About Sapphires of Montana
Montana is known as the Treasure State because it is rich in many mineral and gemstone sources, including two types of sapphires: the Yogo Sapphire from the central area of the state, and Fancy Montana Sapphires found mostly in the western half of the state.
Montana Sapphires - History
Sapphires were first found in Montana in 1865 by early gold prospectors mining the Missouri river near Helena. These sapphires were the first sapphires found in the United States that were gem-quality. Several gravel bars along the Missouri river held not only a fortune in gold, but a vast array of sapphires that became known as Fancy Montana Sapphires, due to their large variety of fancy colors. These beautiful sapphires, first thought not to be very valuable due to their pale colors, and detrimental to gold miners whose sluice boxes they plugged, later became one of the many reasons Montana is known as “The Treasure State.” With heat-treating, a common permanent method used to enhance the color and clarity of sapphires, these pale stones became vibrant and intense in color with the treatment. While the most common color is a pale blue/green, many other colors can be found. The rarest color to find in Fancy Montana Sapphires is a true red, which is technically a ruby, and this color is almost never found.
These true red sapphires,
at only .05 carats each, are
technically rubies, and are
Several sapphire bars can be found along the Missouri River, including the Spokane Bar, the Dana Bar and the El Dorado Bar. The El Dorado bar is one of the most famous bars due to its large deposits of both gold and sapphires. The El Dorado strike was one of the few mining operations that was allowed to operate during World War II, due to its large quantity of sapphires available for use as abrasives for the war effort. In more recent times, the El Dorado bar was a fee-digging area where diggers could pay a fee and be able to dig for their own sapphires. In the early 1900s, the Missouri river was dammed near the El Dorado bar area, forming Hauser Lake. More recently, the area was subdivided for lake homes; and now private owners have the rights to dig on their own property, but it no longer operates as a fee- digging area. There are, however, two small commercial mining operations currently working to extract both gold and sapphires in this area. Across Hauser Lake from the El Dorado bar is the Spokane Bar mine. This is operated as a fee-digging mine. The sapphires from the Missouri river deposits have been known to produce the largest sapphires from Montana.
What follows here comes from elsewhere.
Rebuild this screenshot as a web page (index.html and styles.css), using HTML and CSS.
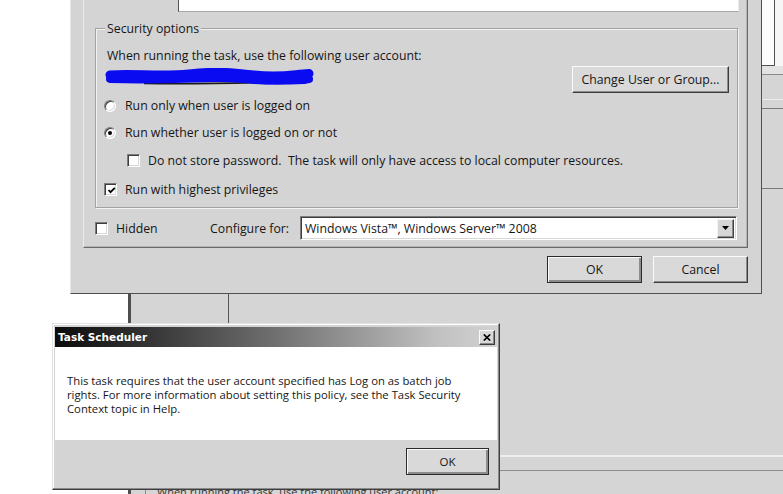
FILE: index.html
```html
<!DOCTYPE html>
<html>
<head>
<meta charset="utf-8">
<title>Task Scheduler</title>
<link rel="stylesheet" href="styles.css">
</head>
<body>
<div class="desktop">

  <div class="bgwin">
    <div class="bg-top"><div class="bg-top-pane"></div><div class="bg-top-rest"></div></div>
    <div class="bg-band b2"></div>
    <div class="bg-band b3"></div>
    <div class="bg-band b4"></div>
    <div class="bg-body"><div class="bg-side"></div><div class="bg-main"></div></div>
    <div class="bg-strip s1"></div>
    <div class="bg-strip s2"></div>
    <div class="bg-bottom"><div class="bg-bottom-inner">When running the task, use the following user account:</div></div>
  </div>

  <div class="props">
    <div class="tabpanel">
      <div class="desc-row"><div class="desc-box"></div></div>
      <fieldset class="group">
        <legend>Security options</legend>
        <div class="line">When running the task, use the following user account:</div>
        <div class="account-row">
          <svg class="scribble" width="212" height="18" viewBox="0 0 212 18">
            <path d="M40 15.5 C 90 16.5, 150 15, 205 13" stroke="#1a1a1a" stroke-width="1.6" fill="none"/>
            <path d="M6 7 C 30 5, 55 9, 85 6 S 120 4, 150 7 S 190 6, 205 5.5" stroke="#0b0bf2" stroke-width="9" stroke-linecap="round" fill="none"/>
            <path d="M6 11 C 40 12, 80 11, 110 10 S 140 13, 170 12 S 195 13, 205 11" stroke="#0b0bf2" stroke-width="8" stroke-linecap="round" fill="none"/>
            <path d="M150 13 C 165 14, 180 14, 200 13" stroke="#0b0bf2" stroke-width="6" stroke-linecap="round" fill="none"/>
          </svg>
          <div class="btn btn-change">Change User or Group...</div>
        </div>
        <div class="opt o1"><span class="radio"></span><span>Run only when user is logged on</span></div>
        <div class="opt"><span class="radio on"></span><span>Run whether user is logged on or not</span></div>
        <div class="opt indent"><span class="check"></span><span>Do not store password.&nbsp; The task will only have access to local computer resources.</span></div>
        <div class="opt o4"><span class="check"><svg width="9" height="9" viewBox="0 0 9 9"><polyline points="1.5,4 3.5,6.2 7.8,1.8" fill="none" stroke="#000" stroke-width="1.8"/></svg></span><span>Run with highest privileges</span></div>
      </fieldset>
      <div class="config-row">
        <div class="opt"><span class="check"></span><span>Hidden</span></div>
        <span class="config-label">Configure for:</span>
        <div class="combo">
          <span class="combo-text">Windows Vista™, Windows Server™ 2008</span>
          <span class="combo-btn"><svg width="7" height="4" viewBox="0 0 7 4"><polygon points="0,0 7,0 3.5,4" fill="#000"/></svg></span>
        </div>
      </div>
    </div>
    <div class="props-footer">
      <div class="btn btn-wide btn-default">OK</div>
      <div class="btn btn-wide">Cancel</div>
    </div>
  </div>

  <div class="msgbox">
    <div class="titlebar">
      <span class="title">Task Scheduler</span>
      <span class="close"><svg width="8" height="7" viewBox="0 0 8 7"><path d="M0.8 0.5 L7.2 6.5 M7.2 0.5 L0.8 6.5" stroke="#000" stroke-width="1.7"/></svg></span>
    </div>
    <div class="msg-body">This task requires that the user account specified has Log on as batch job<br>rights. For more information about setting this policy, see the Task Security<br>Context topic in Help.</div>
    <div class="msg-footer"><div class="btn btn-msg btn-default">OK</div></div>
  </div>

</div>
</body>
</html>
```

FILE: styles.css
```css
* { box-sizing: border-box; }
html, body { margin: 0; padding: 0; }
body {
  width: 783px; height: 494px; overflow: hidden; background: #fff;
  font-family: "Open Sans", "Noto Sans", sans-serif; font-size: 12.3px; color: #161616;
}
.desktop { position: relative; width: 783px; height: 494px; overflow: hidden; background: #fff; }

/* background window */
.bgwin {
  position: absolute; left: 128px; top: 0; right: 0; bottom: 0;
  background: #d5d5d5; border-left: 3px solid #4e4e4e;
  display: flex; flex-direction: column;
}
.bg-top { height: 75px; flex: none; display: flex; border-bottom: 1px solid #8a8a8a; background: #e2e2e2; }
.bg-top-pane { flex: 1; height: 66px; background: #fcfcfc; border-right: 1px solid #505050; border-bottom: 1px solid #505050; }
.bg-top-rest { width: 8px; height: 66px; background: #f6f6f6; }
.bg-band { flex: none; }
.b2 { height: 25px; border-bottom: 1px solid #ededed; }
.b3 { height: 9px; border-bottom: 1px solid #7a7a7a; }
.b4 { height: 80px; border-bottom: 1px solid #7a7a7a; }
.bg-body { flex: 1; display: flex; }
.bg-side { width: 98px; border-right: 1px solid #555; }
.bg-main { flex: 1; }
.s1 { flex: none; height: 2px; background: #eeeeee; }
.s2 { flex: none; height: 14px; border-bottom: 1px solid #8c8c8c; }
.bg-bottom { flex: none; height: 23px; padding-left: 14px; display: flex; }
.bg-bottom-inner { border-left: 1px solid #8a8a8a; padding: 14px 0 0 11px; font-size: 11px; line-height: 14px; color: #333; white-space: nowrap; }

/* properties dialog */
.props {
  position: absolute; left: 70px; top: -22px; width: 692px; height: 316px;
  background: #d4d4d4;
  border-left: 1px solid #e6e6e6; border-right: 1px solid #4f4f4f; border-bottom: 1px solid #4f4f4f;
  padding: 0 13px 0 12px;
  display: flex; flex-direction: column;
}
.tabpanel {
  border-left: 1px solid #ececec; border-right: 1px solid #6a6a6a; border-bottom: 1px solid #6a6a6a;
  box-shadow: inset -1px -1px 0 #b4b4b4;
  display: flex; flex-direction: column;
}
.desc-row { height: 34px; padding: 0 8px 0 94px; }
.desc-box { height: 34px; background: #fff; border-left: 1px solid #555; border-bottom: 1px solid #a8a8a8; border-right: 1px solid #e8e8e8; }

.group {
  margin: 9px 9px 0 11px; padding: 12px 8px 10px 8px; min-width: 0;
  border: 1px solid #a2a2a2; box-shadow: inset 1px 1px 0 #f2f2f2, 1px 1px 0 #f2f2f2;
}
.group legend { padding: 0 2px; margin-left: 1px; line-height: 15px; background: #d4d4d4; }
.line { height: 15px; line-height: 15px; padding-left: 3px; white-space: nowrap; }
.account-row { display: flex; justify-content: space-between; align-items: flex-start; margin-top: 3px; }
.scribble { margin: 2px 0 0 0; display: block; }

.opt { display: flex; align-items: center; height: 15px; line-height: 15px; white-space: nowrap; margin-top: 12px; }
.opt.o1 { margin-top: 5px; }
.opt.indent { padding-left: 23px; margin-top: 13px; }
.opt.o4 { margin-top: 14px; }

.radio {
  position: relative; flex: none; width: 12px; height: 12px; margin-right: 9px; border-radius: 50%;
  background: #fff; border: 1px solid; border-color: #7c7c7c #ffffff #ffffff #7c7c7c;
  box-shadow: inset 1px 1px 0 #3e3e3e, inset -1px -1px 0 #d8d8d8;
}
.radio.on::after {
  content: ""; position: absolute; left: 3px; top: 3px; width: 4px; height: 4px; border-radius: 50%; background: #000;
}
.check {
  flex: none; width: 13px; height: 13px; margin-right: 8px; background: #fff;
  border: 1px solid; border-color: #7c7c7c #ffffff #ffffff #7c7c7c;
  box-shadow: inset 1px 1px 0 #3e3e3e, inset -1px -1px 0 #d8d8d8;
  display: flex; align-items: center; justify-content: center; padding: 1px 0 0 1px;
}
.check svg { display: block; }

.config-row {
  display: grid; grid-template-columns: 115px 90px 1fr; align-items: center;
  margin: 8px 10px 0 11px; padding-bottom: 7px;
}
.config-row .opt { margin-top: 0; }
.config-label { white-space: nowrap; line-height: 15px; }
.combo {
  height: 24px; background: #fff; display: flex; align-items: center; justify-content: space-between;
  border: 1px solid; border-color: #7c7c7c #ffffff #ffffff #7c7c7c;
  box-shadow: inset 1px 1px 0 #3e3e3e, inset -1px -1px 0 #d8d8d8;
  padding: 2px 2px 2px 4px;
}
.combo-text { white-space: nowrap; line-height: 15px; }
.combo-btn {
  width: 17px; height: 19px; background: #d6d6d6; display: flex; align-items: center; justify-content: center;
  border: 1px solid; border-color: #f4f4f4 #404040 #404040 #f4f4f4; box-shadow: inset -1px -1px 0 #8a8a8a;
}
.combo-btn svg { display: block; }

.btn {
  background: #d9d9d9; display: flex; align-items: center; justify-content: center; white-space: nowrap;
  border: 1px solid; border-color: #fafafa #3c3c3c #3c3c3c #fafafa;
  box-shadow: inset -1px -1px 0 #8c8c8c;
  color: #161616;
}
.btn-change { width: 157px; height: 27px; }
.btn-default { border-color: #2a2a2a; box-shadow: inset 1px 1px 0 #fafafa, inset -2px -2px 0 #8c8c8c; }

.props-footer { display: flex; justify-content: flex-end; gap: 11px; margin-top: 8px; }
.btn-wide { width: 95px; height: 27px; }

/* message box */
.msgbox {
  position: absolute; left: 52px; top: 323px; width: 448px; height: 167px;
  background: #d4d4d4; padding: 3px 2px 2px 2px;
  border: 1px solid; border-color: #e2e2e2 #3e3e3e #3e3e3e #e2e2e2;
  box-shadow: inset -1px -1px 0 #8a8a8a, inset 1px 1px 0 #ffffff;
  display: flex; flex-direction: column;
}
.titlebar {
  height: 20px; flex: none; display: flex; align-items: center; justify-content: space-between;
  padding: 0 2px 0 3px;
  background: linear-gradient(90deg, #0c0c0c 0%, #1e1e1e 10%, #707070 50%, #c0c0c0 86%, #d2d2d2 100%);
}
.title { color: #fff; font-family: "DejaVu Sans", "Liberation Sans", sans-serif; font-weight: bold; font-size: 10.5px; }
.close {
  width: 16px; height: 15px; background: #d8d8d8; display: flex; align-items: center; justify-content: center;
  border: 1px solid; border-color: #fafafa #3a3a3a #3a3a3a #fafafa; box-shadow: inset -1px -1px 0 #8a8a8a;
}
.close svg { display: block; }
.msg-body {
  height: 93px; flex: none; background: #fff; padding: 27px 8px 0 12px;
  font-size: 11.3px; line-height: 14px; white-space: nowrap; color: #161616;
}
.msg-footer { flex: 1; display: flex; justify-content: flex-end; align-items: flex-start; padding: 8px 8px 0 0; }
.btn-msg { width: 83px; height: 27px; font-size: 11.5px; }
```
The gold rush sent prospectors up every river and creek in Montana in search of gold. In some cases, gold was not found, but sapphires were--and in abundance! One of the creeks that was prospected for gold was Rock Creek in western Montana, in what became known as the Sapphire Mountains. Although gold was not found, in 1892, sapphires in a vast array of colors were discovered. Many of the sapphires along Rock Creek were very small in size and spherical in shape. These small round gems were gathered up, bagged, and sent off to Switzerland to be used and cut into round watch bearings. Sapphires of this nature were literally shipped by the ton for this purpose. The Rock Creek deposit is still active and is now most commonly referred to as Gem Mountain.
Since discovery of sapphires in Rock Creek in the late 1800s, the sapphires have been commercially mined on and off throughout the years. In more recent times, Gem Mountain has operated a fee-digging area, allowing rock hounds and hobbyists a chance to dig for sapphires directly from the mountain. While fee-digging on the mountain has stopped, visitors can still purchase sapphire gravel from Gem Mountain to find their own treasures. Gravel can be purchased on-site by the bucket, with all the tools needed supplied by Gem Mountain for sifting; or it can be taken home and sifted.
Another site of sapphires in Montana is the Dry Cottonwood Creek area. Sapphires were first found here in 1889, and they have been mined on and off commercially since then. The Dry Cottonwood area near Butte produces a sapphire that has very similar characteristics to the sapphires found at Gem Mountain. This sapphire area is not open to the public; but if you know what to look for, sapphires have been found in many creeks in the region, although not in abundance.
In addition to Fancy Montana Sapphires and Yogo Sapphires, Garnets can also be found in Montana. Many locations across Montana produce Garnets. One of the most well known locations is Alder Gulch, which was one of the richest gold strikes in Montana. They are also found in abundance in the Ruby Reservoir and Ruby Valley. Ruby Valley is a misnomer, as the garnets were initially misidentified. The quantity of garnets in this area is so great that the “sand” around Ruby Reservoir is reddish in color.